Your goal =
Your task is to retype the lines from the opening of the material through the line that includes "import React from". Do not copy the pictures.
= = = = =
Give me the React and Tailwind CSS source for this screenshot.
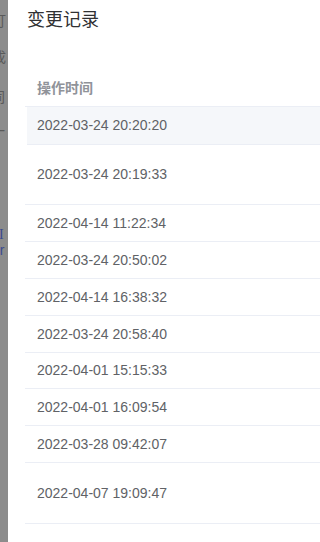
import React from "react";

const ROWS = [
  { time: "2022-03-24 20:20:20", h: "h-[38px]", active: true },
  { time: "2022-03-24 20:19:33", h: "h-[60px]" },
  { time: "2022-04-14 11:22:34", h: "h-[37px]" },
  { time: "2022-03-24 20:50:02", h: "h-[37px]" },
  { time: "2022-04-14 16:38:32", h: "h-[37px]" },
  { time: "2022-03-24 20:58:40", h: "h-[37px]" },
  { time: "2022-04-01 15:15:33", h: "h-[36px]" },
  { time: "2022-04-01 16:09:54", h: "h-[37px]" },
  { time: "2022-03-28 09:42:07", h: "h-[37px]" },
  { time: "2022-04-07 19:09:47", h: "h-[61px]" },
];

const FONT = "font-['Liberation_Sans','Noto_Sans_CJK_SC',sans-serif]";

// 遮罩下露出的页面边缘
function Backdrop() {
  return (
    <div className="w-[8px] shrink-0 overflow-hidden bg-[#8c8c8c] text-[14px] leading-none text-[#5a5a5a]">
      <div className="flex flex-col">
        <span className="mt-[14px] -ml-[8px] whitespace-nowrap">订</span>
        <span className="mt-[22px] -ml-[8px] whitespace-nowrap">成</span>
        <span className="mt-[26px] -ml-[9px] whitespace-nowrap">同</span>
        <span className="mt-[20px] -ml-[9px] whitespace-nowrap">一</span>
        <span className="mt-[90px] -ml-[1px] whitespace-nowrap font-['Liberation_Serif',serif] text-[#3b4a8f]">I</span>
        <span className="mt-[1px] -ml-[8px] whitespace-nowrap text-[#3b4a8f]">er</span>
      </div>
    </div>
  );
}

export default function App() {
  return (
    <div className={`flex w-full h-[542px] overflow-hidden bg-white ${FONT}`}>
      <Backdrop />
      <div className="flex-1 min-w-0 bg-white flex flex-col">
        {/* 标题 */}
        <div className="h-[70px] pl-[19px] pt-[8px]">
          <span className="text-[18px] leading-[24px] text-[#303133]">变更记录</span>
        </div>

        {/* 表格 */}
        <div className="ml-[17px]">
          <div className="h-[37px] flex items-center pl-[12px] border-b border-[#ebeef5]">
            <span className="text-[14px] font-bold text-[#909399]">操作时间</span>
          </div>
          {ROWS.map((row) =>
            row.active ? (
              <div
                key={row.time}
                className={`${row.h} flex items-center ml-[2px] pl-[10px] border-b border-[#ebeef5] bg-[#f5f7fa]`}
              >
                <span className="text-[14px] text-[#606266]">{row.time}</span>
              </div>
            ) : (
              <div
                key={row.time}
                className={`${row.h} flex items-center pl-[12px] border-b border-[#ebeef5]`}
              >
                <span className="text-[14px] text-[#606266]">{row.time}</span>
              </div>
            )
          )}
        </div>
      </div>
    </div>
  );
}
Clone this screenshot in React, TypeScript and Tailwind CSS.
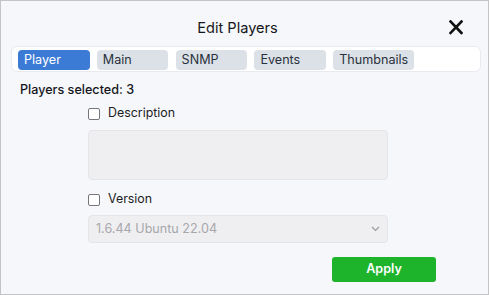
= = = = =
Full output =
Give me the React and Tailwind CSS source for this screenshot.
import React from "react";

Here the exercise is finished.